>> START Data lines

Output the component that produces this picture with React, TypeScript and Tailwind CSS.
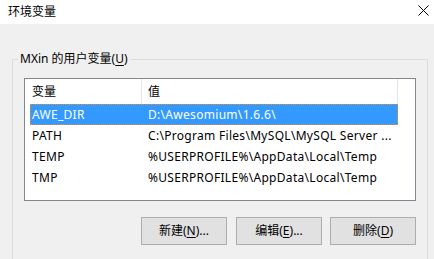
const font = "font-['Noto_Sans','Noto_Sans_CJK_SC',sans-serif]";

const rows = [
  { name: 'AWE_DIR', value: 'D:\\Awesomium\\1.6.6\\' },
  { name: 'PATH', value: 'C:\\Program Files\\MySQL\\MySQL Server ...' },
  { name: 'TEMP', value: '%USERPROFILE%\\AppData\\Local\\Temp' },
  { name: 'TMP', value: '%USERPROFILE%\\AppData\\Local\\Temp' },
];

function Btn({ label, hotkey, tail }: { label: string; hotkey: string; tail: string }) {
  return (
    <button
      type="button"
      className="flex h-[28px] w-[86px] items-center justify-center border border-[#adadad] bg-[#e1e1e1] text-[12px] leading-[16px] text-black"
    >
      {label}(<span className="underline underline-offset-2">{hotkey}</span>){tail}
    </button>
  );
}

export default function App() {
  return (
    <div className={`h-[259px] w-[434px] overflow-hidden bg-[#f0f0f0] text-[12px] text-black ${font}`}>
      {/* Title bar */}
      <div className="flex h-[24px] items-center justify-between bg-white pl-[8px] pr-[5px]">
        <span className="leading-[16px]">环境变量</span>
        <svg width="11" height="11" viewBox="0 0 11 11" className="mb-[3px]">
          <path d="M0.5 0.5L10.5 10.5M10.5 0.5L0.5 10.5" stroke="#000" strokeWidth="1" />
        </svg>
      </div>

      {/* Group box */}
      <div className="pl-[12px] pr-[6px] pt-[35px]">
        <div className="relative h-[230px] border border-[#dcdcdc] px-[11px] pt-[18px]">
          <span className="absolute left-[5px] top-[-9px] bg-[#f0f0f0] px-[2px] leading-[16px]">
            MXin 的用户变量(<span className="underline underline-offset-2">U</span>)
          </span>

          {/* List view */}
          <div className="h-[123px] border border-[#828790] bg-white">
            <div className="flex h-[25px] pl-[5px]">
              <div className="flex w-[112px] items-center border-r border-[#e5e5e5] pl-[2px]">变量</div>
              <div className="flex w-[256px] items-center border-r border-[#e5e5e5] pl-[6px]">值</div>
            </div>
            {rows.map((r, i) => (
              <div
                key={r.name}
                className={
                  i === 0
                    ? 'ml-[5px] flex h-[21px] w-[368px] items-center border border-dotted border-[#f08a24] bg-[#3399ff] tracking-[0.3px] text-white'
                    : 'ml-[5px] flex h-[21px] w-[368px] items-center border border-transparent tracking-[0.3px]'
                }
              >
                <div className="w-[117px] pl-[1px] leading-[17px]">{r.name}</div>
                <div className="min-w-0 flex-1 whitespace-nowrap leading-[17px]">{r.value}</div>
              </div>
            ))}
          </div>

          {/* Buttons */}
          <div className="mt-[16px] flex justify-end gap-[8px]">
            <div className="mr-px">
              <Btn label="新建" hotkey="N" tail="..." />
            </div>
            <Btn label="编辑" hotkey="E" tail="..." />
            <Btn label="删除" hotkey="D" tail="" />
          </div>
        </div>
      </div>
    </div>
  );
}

>> END Data lines

### What you should do
Reproduce the whole listing exactly, but not the images in it.

### Expected output
Output the component that produces this picture with React, TypeScript and Tailwind CSS.
const font = "font-['Noto_Sans','Noto_Sans_CJK_SC',sans-serif]";

const rows = [
  { name: 'AWE_DIR', value: 'D:\\Awesomium\\1.6.6\\' },
  { name: 'PATH', value: 'C:\\Program Files\\MySQL\\MySQL Server ...' },
  { name: 'TEMP', value: '%USERPROFILE%\\AppData\\Local\\Temp' },
  { name: 'TMP', value: '%USERPROFILE%\\AppData\\Local\\Temp' },
];

function Btn({ label, hotkey, tail }: { label: string; hotkey: string; tail: string }) {
  return (
    <button
      type="button"
      className="flex h-[28px] w-[86px] items-center justify-center border border-[#adadad] bg-[#e1e1e1] text-[12px] leading-[16px] text-black"
    >
      {label}(<span className="underline underline-offset-2">{hotkey}</span>){tail}
    </button>
  );
}

export default function App() {
  return (
    <div className={`h-[259px] w-[434px] overflow-hidden bg-[#f0f0f0] text-[12px] text-black ${font}`}>
      {/* Title bar */}
      <div className="flex h-[24px] items-center justify-between bg-white pl-[8px] pr-[5px]">
        <span className="leading-[16px]">环境变量</span>
        <svg width="11" height="11" viewBox="0 0 11 11" className="mb-[3px]">
          <path d="M0.5 0.5L10.5 10.5M10.5 0.5L0.5 10.5" stroke="#000" strokeWidth="1" />
        </svg>
      </div>

      {/* Group box */}
      <div className="pl-[12px] pr-[6px] pt-[35px]">
        <div className="relative h-[230px] border border-[#dcdcdc] px-[11px] pt-[18px]">
          <span className="absolute left-[5px] top-[-9px] bg-[#f0f0f0] px-[2px] leading-[16px]">
            MXin 的用户变量(<span className="underline underline-offset-2">U</span>)
          </span>

          {/* List view */}
          <div className="h-[123px] border border-[#828790] bg-white">
            <div className="flex h-[25px] pl-[5px]">
              <div className="flex w-[112px] items-center border-r border-[#e5e5e5] pl-[2px]">变量</div>
              <div className="flex w-[256px] items-center border-r border-[#e5e5e5] pl-[6px]">值</div>
            </div>
            {rows.map((r, i) => (
              <div
                key={r.name}
                className={
                  i === 0
                    ? 'ml-[5px] flex h-[21px] w-[368px] items-center border border-dotted border-[#f08a24] bg-[#3399ff] tracking-[0.3px] text-white'
                    : 'ml-[5px] flex h-[21px] w-[368px] items-center border border-transparent tracking-[0.3px]'
                }
              >
                <div className="w-[117px] pl-[1px] leading-[17px]">{r.name}</div>
                <div className="min-w-0 flex-1 whitespace-nowrap leading-[17px]">{r.value}</div>
              </div>
            ))}
          </div>

          {/* Buttons */}
          <div className="mt-[16px] flex justify-end gap-[8px]">
            <div className="mr-px">
              <Btn label="新建" hotkey="N" tail="..." />
            </div>
            <Btn label="编辑" hotkey="E" tail="..." />
            <Btn label="删除" hotkey="D" tail="" />
          </div>
        </div>
      </div>
    </div>
  );
}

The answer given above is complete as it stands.